Kozol’s book is the latest in a series of works to tackle the War on Terror using the critical tools of visual culture studies, including those by such scholars as Ariella Azoulay, W. J. T. Mitchell, and Nicholas Mirzoeff. Indeed, confronting the militarization of visuality has been among the field’s foremost tasks for more than a decade. One fault of Distant Wars Visible is that Kozol cedes too much ground to these other critics, whom she cites generously, rather than stressing the contributions of the work at hand. Crucially, her book dismantles the distinction between ethical witnessing and spectatorial looking by arguing that ethical encounters with distant wars can only occur through an engagement with spectacles of violence. Like Azoulay, Kozol sees photography as a many-sided and fluid interaction between subject, photographer, viewer, and the institutions that archive and circulate visual media. In this way, spectacles of violence are constructed through and constructive of racial, ethnic, gender, and sexual markers of difference, but they also offer a venue for troubling these self/other distinctions on which war is founded. For Kozol, spectacle is a necessary part of engaging ethically with the suffering caused by military violence. “Without visuality, and without spectacle,” she asks, “how can representations acknowledge the ways in which trauma is not a universal experience but rather occurs in historically specific contexts that mobilize gender, race, sexual, religious, and other factors to produce differences foundational to such violences?” (p. 57). The answer, of course, is that they can’t.
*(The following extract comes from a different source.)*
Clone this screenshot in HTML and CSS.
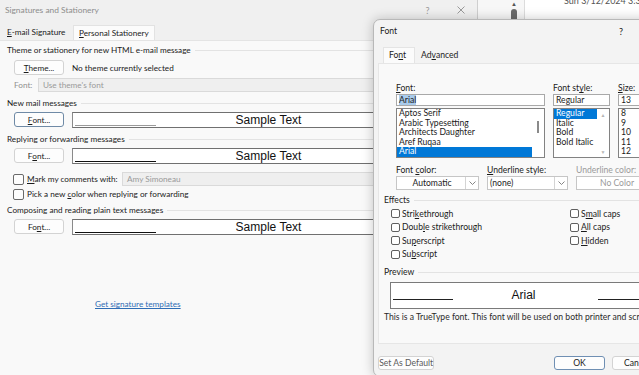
FILE: index.html
```html
<!DOCTYPE html>
<html lang="en">
<head>
    <meta charset="UTF-8">
    <title>Signatures and Stationery - Font</title>
    <link rel="stylesheet" href="styles.css">
</head>
<body>
    <!-- window behind both dialogs -->
    <div class="side-bar">
        <span class="side-arrow">&#9650;</span>
        <span class="side-thumb"></span>
    </div>
    <div class="date">Sun 3/12/2024 3:30 PM</div>

    <!-- Signatures and Stationery dialog -->
    <div class="back">
        <div class="titlebar">
            <span class="title">Signatures and Stationery</span>
            <span class="tb-btn">?</span>
            <span class="tb-btn">
                <svg width="8" height="8" viewBox="0 0 8 8"><path d="M0.5 0.5 L7.5 7.5 M7.5 0.5 L0.5 7.5" stroke="#9a9a9a" stroke-width="1"/></svg>
            </span>
        </div>
        <div class="tabs">
            <span class="tab"><u>E</u>-mail Signature</span>
            <span class="tab active"><u>P</u>ersonal Stationery</span>
        </div>
        <div class="panel">
            <div class="sec">Theme or stationery for new HTML e-mail message</div>
            <div class="row theme-row">
                <span class="btn"><u>T</u>heme...</span>
                <span>No theme currently selected</span>
            </div>
            <div class="row font-row">
                <span class="muted-label">Font:</span>
                <span class="field disabled">Use theme's font</span>
            </div>

            <div class="sec gap5">New mail messages</div>
            <div class="row sample-row">
                <span class="btn focus"><u>F</u>ont...</span>
                <span class="sample gray-line">Sample Text</span>
            </div>

            <div class="sec gap5">Replying or forwarding messages</div>
            <div class="row sample-row">
                <span class="btn">F<u>o</u>nt...</span>
                <span class="sample">Sample Text</span>
            </div>

            <div class="row check-row">
                <span class="check"></span>
                <span class="check-label"><u>M</u>ark my comments with:</span>
                <span class="field disabled">Amy Simoneau</span>
            </div>
            <div class="row check-row2">
                <span class="check"></span>
                <span class="check-text">Pick a new <u>c</u>olor when replying or forwarding</span>
            </div>

            <div class="sec gap4">Composing and reading plain text messages</div>
            <div class="row sample-row">
                <span class="btn">Fo<u>n</u>t...</span>
                <span class="sample">Sample Text</span>
            </div>

            <div class="link-row"><span class="link">Get signature templates</span></div>
        </div>
    </div>

    <!-- Font dialog -->
    <div class="dlg">
        <div class="dlg-title">
            <span class="title">Font</span>
            <span class="help">?</span>
        </div>
        <div class="dlg-tabs">
            <span class="dtab active">Fo<u>n</u>t</span>
            <span class="dtab">Ad<u>v</u>anced</span>
        </div>
        <div class="dlg-panel">
            <div class="fgrid">
                <div class="fcol">
                    <span class="flabel"><u>F</u>ont:</span>
                    <span class="finput"><span class="sel-text">Arial</span></span>
                    <div class="flist">
                        <div class="items">
                            <div class="item">Aptos Serif</div>
                            <div class="item">Arabic Typesetting</div>
                            <div class="item">Architects Daughter</div>
                            <div class="item">Aref Ruqaa</div>
                            <div class="item on">Arial</div>
                        </div>
                        <div class="vscroll thin"><span class="thumb"></span></div>
                    </div>
                </div>
                <div class="fcol">
                    <span class="flabel">Font st<u>y</u>le:</span>
                    <span class="finput">Regular</span>
                    <div class="flist">
                        <div class="items">
                            <div class="item on">Regular</div>
                            <div class="item">Italic</div>
                            <div class="item">Bold</div>
                            <div class="item">Bold Italic</div>
                        </div>
                        <div class="vscroll arrows"><span>&#9650;</span><span>&#9660;</span></div>
                    </div>
                </div>
                <div class="fcol">
                    <span class="flabel"><u>S</u>ize:</span>
                    <span class="finput">13</span>
                    <div class="flist">
                        <div class="items">
                            <div class="item">8</div>
                            <div class="item">9</div>
                            <div class="item">10</div>
                            <div class="item">11</div>
                            <div class="item">12</div>
                        </div>
                    </div>
                </div>
            </div>

            <div class="fgrid2">
                <div class="fcol">
                    <span class="flabel">Font <u>c</u>olor:</span>
                    <div class="dd">
                        <span class="dd-text center">Automatic</span>
                        <span class="dd-arrow"><svg width="7" height="4" viewBox="0 0 7 4"><path d="M0.5 0.5 L3.5 3.5 L6.5 0.5" fill="none" stroke="#777" stroke-width="0.9"/></svg></span>
                    </div>
                </div>
                <div class="fcol">
                    <span class="flabel"><u>U</u>nderline style:</span>
                    <div class="dd">
                        <span class="dd-text">(none)</span>
                        <span class="dd-arrow"><svg width="7" height="4" viewBox="0 0 7 4"><path d="M0.5 0.5 L3.5 3.5 L6.5 0.5" fill="none" stroke="#777" stroke-width="0.9"/></svg></span>
                    </div>
                </div>
                <div class="fcol">
                    <span class="flabel disabled-text">Underline color:</span>
                    <div class="dd">
                        <span class="dd-text center disabled-text">No Color</span>
                    </div>
                </div>
            </div>

            <div class="sec effects-sec">Effects</div>
            <div class="effects">
                <div class="ecol left">
                    <div class="chk"><span class="box"></span>Stri<u>k</u>ethrough</div>
                    <div class="chk"><span class="box"></span>Doub<u>l</u>e strikethrough</div>
                    <div class="chk"><span class="box"></span>Su<u>p</u>erscript</div>
                    <div class="chk"><span class="box"></span>Su<u>b</u>script</div>
                </div>
                <div class="ecol">
                    <div class="chk"><span class="box"></span>S<u>m</u>all caps</div>
                    <div class="chk"><span class="box"></span><u>A</u>ll caps</div>
                    <div class="chk"><span class="box"></span><u>H</u>idden</div>
                </div>
            </div>

            <div class="sec preview-sec">Preview</div>
            <div class="preview">Arial</div>
            <div class="note">This is a TrueType font. This font will be used on both printer and screen.</div>
        </div>
        <div class="dlg-buttons">
            <span class="btn wide">Set As Default</span>
            <span class="btn ok">OK</span>
            <span class="btn cancel">Cancel</span>
        </div>
    </div>
</body>
</html>
```

FILE: styles.css
```css
html, body {
    margin: 0;
    padding: 0;
}

body {
    position: relative;
    width: 639px;
    height: 375px;
    overflow: hidden;
    background: #ffffff;
    font-family: "Lato", "Liberation Sans", sans-serif;
    font-size: 8.2px;
    color: #1b1b1b;
}

u {
    text-decoration: underline;
    text-underline-offset: 1px;
}

/* window in the background */
.side-bar {
    position: absolute;
    left: 478px;
    top: 0;
    width: 46px;
    height: 20px;
    background: #f7f7f7;
    border-right: 1px solid #dcdcdc;
}

.side-arrow {
    position: absolute;
    left: 33px;
    top: 0;
    font-size: 6px;
    color: #555;
}

.side-thumb {
    position: absolute;
    left: 33px;
    top: 9px;
    width: 6px;
    height: 11px;
    border-radius: 3px 3px 0 0;
    background: #6b6b6b;
}

.date {
    position: absolute;
    left: 564px;
    top: -5px;
    font-size: 9px;
    color: #555;
    white-space: nowrap;
}

/* Signatures and Stationery */
.back {
    position: absolute;
    left: 0;
    top: 0;
    width: 477px;
    height: 375px;
    display: flex;
    flex-direction: column;
    background: #f0f0f0;
    border-right: 1px solid #cfcfcf;
}

.titlebar {
    display: flex;
    align-items: center;
    height: 20px;
}

.titlebar .title {
    flex: 1;
    padding-left: 5px;
    color: #8d8d8d;
    font-size: 8.4px;
}

.tb-btn {
    display: flex;
    justify-content: center;
    align-items: center;
    width: 33px;
    color: #9a9a9a;
    font-size: 9px;
}

.tabs {
    display: flex;
    align-items: flex-end;
    height: 20px;
    padding-left: 3px;
}

.tab {
    box-sizing: border-box;
    width: 70px;
    height: 15px;
    line-height: 15px;
    padding-left: 4px;
    white-space: nowrap;
}

.tab.active {
    width: 82px;
    padding-left: 5px;
    background: #fbfbfb;
    border: 1px solid #e2e2e2;
    border-bottom: none;
    line-height: 14px;
}

.panel {
    flex: 1;
    display: flex;
    flex-direction: column;
    padding: 3px 13px 0 7px;
    background: #f9f9f9;
    border-top: 1px solid #e4e4e4;
}

.sec {
    display: flex;
    align-items: center;
    gap: 4px;
    height: 12px;
    white-space: nowrap;
}

.sec::after {
    content: "";
    flex: 1;
    border-top: 1px solid #e3e3e3;
}

.gap5 { margin-top: 5px; }
.gap4 { margin-top: 4px; }

.row {
    display: flex;
    align-items: center;
    padding-left: 7px;
}

.btn {
    box-sizing: border-box;
    display: flex;
    justify-content: center;
    align-items: center;
    width: 50px;
    height: 15px;
    background: #fdfdfd;
    border: 1px solid #d3d3d3;
    border-radius: 3px;
    color: #1b1b1b;
}

.btn.focus {
    border-color: #6f8aa6;
}

.theme-row {
    margin-top: 4px;
    height: 15px;
    gap: 8px;
}

.font-row {
    margin-top: 3px;
    height: 14px;
}

.muted-label {
    width: 24px;
    color: #8f8f8f;
}

.field {
    box-sizing: border-box;
    flex: 1;
    height: 14px;
    line-height: 12px;
    padding-left: 4px;
    border: 1px solid #dadada;
}

.field.disabled {
    background: #efefef;
    color: #9a9a9a;
}

.sample-row {
    margin-top: 3px;
    height: 16px;
    align-items: flex-start;
    gap: 8px;
}

.sample {
    position: relative;
    box-sizing: border-box;
    flex: 1;
    height: 16px;
    line-height: 14px;
    text-align: center;
    background: #ffffff;
    border-top: 1px solid #707070;
    border-bottom: 1px solid #707070;
    border-left: 1px solid #8a8a8a;
    font-family: "Liberation Sans", Arial, sans-serif;
    font-size: 12px;
    color: #111;
}

.sample::before {
    content: "";
    position: absolute;
    left: 2px;
    bottom: 1px;
    width: 81px;
    height: 1px;
    background: #111;
}

.sample.gray-line::before {
    background: #9a9a9a;
}

.check {
    box-sizing: border-box;
    width: 11px;
    height: 11px;
    background: #fdfdfd;
    border: 1px solid #6a6a6a;
    border-radius: 2px;
}

.check-row {
    margin-top: 8px;
    height: 14px;
    padding-left: 6px;
}

.check-label {
    width: 95px;
    margin-left: 3px;
    white-space: nowrap;
}

.check-row2 {
    margin-top: 2px;
    height: 12px;
    padding-left: 6px;
}

.check-text {
    margin-left: 3px;
    white-space: nowrap;
}

.link-row {
    margin-top: 63px;
    height: 12px;
    line-height: 12px;
    padding-left: 88px;
}

.link {
    color: #2f6db5;
    text-decoration: underline;
    text-underline-offset: 1px;
}

/* Font dialog */
.dlg {
    position: absolute;
    left: 373px;
    top: 19px;
    box-sizing: border-box;
    width: 290px;
    height: 358px;
    display: flex;
    flex-direction: column;
    background: #f3f3f3;
    border: 1px solid #b8b8b8;
    border-radius: 7px;
    box-shadow: 0 0 12px rgba(0, 0, 0, 0.22);
    font-size: 8.6px;
}

.dlg-title {
    display: flex;
    align-items: center;
    height: 22px;
}

.dlg-title .title {
    flex: 1;
    padding-left: 6px;
}

.help {
    width: 10px;
    margin-right: 36px;
    text-align: center;
    font-size: 9px;
}

.dlg-tabs {
    display: flex;
    align-items: flex-end;
    height: 21px;
    padding-left: 9px;
}

.dtab {
    box-sizing: border-box;
    height: 16px;
    line-height: 16px;
    padding-left: 6px;
    width: 45px;
}

.dtab.active {
    width: 32px;
    background: #fbfbfb;
    border: 1px solid #e4e4e4;
    border-bottom: none;
    line-height: 15px;
    padding-left: 5px;
}

.dlg-panel {
    box-sizing: border-box;
    height: 281px;
    margin: 0 4px;
    padding: 19px 0 0 5px;
    background: #f9f9f9;
    border: 1px solid #e6e6e6;
    display: flex;
    flex-direction: column;
}

.fgrid {
    display: grid;
    grid-template-columns: 149px 57px 50px;
    column-gap: 8px;
    margin-left: 12px;
}

.fcol {
    display: flex;
    flex-direction: column;
}

.flabel {
    height: 10px;
    line-height: 10px;
    white-space: nowrap;
}

.finput {
    box-sizing: border-box;
    height: 12px;
    margin-top: 1px;
    line-height: 10px;
    padding-left: 2px;
    background: #ffffff;
    border: 1px solid #a9a9a9;
}

.sel-text {
    background: #a9cbec;
}

.flist {
    box-sizing: border-box;
    display: flex;
    height: 50px;
    margin-top: 2px;
    background: #ffffff;
    border: 1px solid #828282;
}

.items {
    flex: 1;
}

.item {
    height: 9.6px;
    line-height: 9.6px;
    padding-left: 2px;
    white-space: nowrap;
    overflow: hidden;
}

.item.on {
    background: #0078d7;
    color: #ffffff;
}

.vscroll {
    width: 12px;
    display: flex;
    flex-direction: column;
    align-items: center;
}

.vscroll.thin .thumb {
    width: 2px;
    height: 12px;
    margin-top: 12px;
    background: #8a8a8a;
}

.vscroll.arrows {
    justify-content: space-between;
    font-size: 5px;
    color: #b5b5b5;
    padding: 3px 0 2px;
}

.fgrid2 {
    display: grid;
    grid-template-columns: 83px 81px 80px;
    column-gap: 8px;
    margin: 7px 0 0 12px;
}

.dd {
    box-sizing: border-box;
    display: flex;
    height: 14px;
    margin-top: 1px;
    background: #ffffff;
    border: 1px solid #c6c6c6;
}

.dd-text {
    flex: 1;
    line-height: 12px;
    padding-left: 2px;
}

.dd-text.center {
    text-align: center;
}

.dd-arrow {
    display: flex;
    justify-content: center;
    align-items: center;
    width: 12px;
    border-left: 1px solid #d4d4d4;
}

.disabled-text {
    color: #9a9a9a;
}

.effects-sec {
    height: 10px;
    margin-top: 5px;
}

.effects {
    display: flex;
    margin: 2px 0 0 7px;
}

.ecol.left {
    width: 179px;
}

.chk {
    display: flex;
    align-items: center;
    height: 13.5px;
    white-space: nowrap;
}

.box {
    box-sizing: border-box;
    width: 9px;
    height: 9px;
    margin-right: 2px;
    background: #ffffff;
    border: 1px solid #5f5f5f;
    border-radius: 2px;
}

.preview-sec {
    height: 10px;
    margin-top: 6px;
}

.preview {
    position: relative;
    box-sizing: border-box;
    height: 27px;
    margin: 5px 0 0 6px;
    line-height: 25px;
    text-align: center;
    background: #ffffff;
    border: 1px solid #7a7a7a;
    font-family: "Liberation Sans", Arial, sans-serif;
    font-size: 12px;
    color: #111;
}

.preview::before,
.preview::after {
    content: "";
    position: absolute;
    top: 16px;
    width: 60px;
    height: 1px;
    background: #222;
}

.preview::before { left: 2px; }
.preview::after { left: 207px; }

.note {
    height: 10px;
    line-height: 10px;
    margin-top: 3px;
    white-space: nowrap;
    color: #2a2a2a;
}

.dlg-buttons {
    display: flex;
    padding: 12px 0 0 4px;
}

.btn.wide {
    width: 57px;
    height: 14px;
    color: #5a5a5a;
}

.btn.ok {
    width: 51px;
    height: 14px;
    margin-left: 120px;
    border-color: #6f8fb3;
}

.btn.cancel {
    width: 51px;
    height: 14px;
    margin-left: 7px;
}
```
Distant Wars Visible is especially concerned with how to visually represent the suffering of others without merely reproducing the imperialist narrative of benevolent rescue. The second chapter, for example, turns to Judith Butler’s theory of precarity––a condition of differential vulnerability structured by state violence––to consider visual representations of Afghan women from American news coverage of the war in Afghanistan. The veiled woman was figured in this coverage as the principle victim of human rights abuses and, subsequently, as the ideal beneficiary of humanitarian warfare. Laura Bush was among the first to legitimize the wars in the Middle East as being fought for the liberation of Muslim women from “premodern” social structures. This recruitment of women’s human rights to military ends has been heavily criticized by feminist scholars. And yet Kozol encourages an alternative, ambivalent reading that takes account of where these Afghan subjects trouble the visual framework of gender precarity and, in turn, the wars allegedly fought on their behalf. In other words, these photographs may advance their own internally directed critiques.

While ambivalence is an occasionally unfocused analytic device, Kozol delivers compellingly new ways of viewing many images that have already been through the critical mill. This is particularly the case with the book’s personally searching and provocative fourth chapter. To explore the affective complicity of the American viewer in looking at the Abu Ghraib torture archive, Kozol draws on her own intimate experience with a relative’s collection of World War II battlefield trophies. Discovered while cleaning out the relative’s house after his death, the personal archive includes photographs likely taken from a Japanese body in the Marshall Islands. Through an analysis of this family archive, Kozol investigates “the affective politics of recoil” to interrogate her own feelings of complicity in viewing these photographs and instinctive desire to look away (p. 132). This intimate encounter with military violence frames a dynamically original reading of the Abu Ghraib images in which she attends to acts of hailing––the smiles and thumbs-up given by the American guards––that situate the viewer as “in on it.” Questioning one’s desire to recoil from this national interpellation, she writes, “can lead to a more critical stance for witnesses who recognize not only the crimes committed by the torturers but, equally important, the political complexities of citizenship in relation to this abuse” (p. 156). Visual archives produce subjectivities relationally, and so the critic too, Kozol suggests, must contend with the first-person pronoun.

The concepts on which Distant Wars Visible is built––ambivalent witnessing and ethical spectatorship––are valuable additions to the critical repertoire of visual culture studies and feminist studies. Most importantly, Kozol introduces a way of approaching visual culture that does not merely distinguish hegemonic from counterhegemonic forms of visuality but rather emphasizes the contingency of viewing spectacles of violence. This is an indispensable insight when mainstream media provides many Americans with their only window into the traumas caused by the nation’s distant wars. To recognize visual witnessing as an intersubjective and unstable process is also to see that the alternative, not looking, is too risky.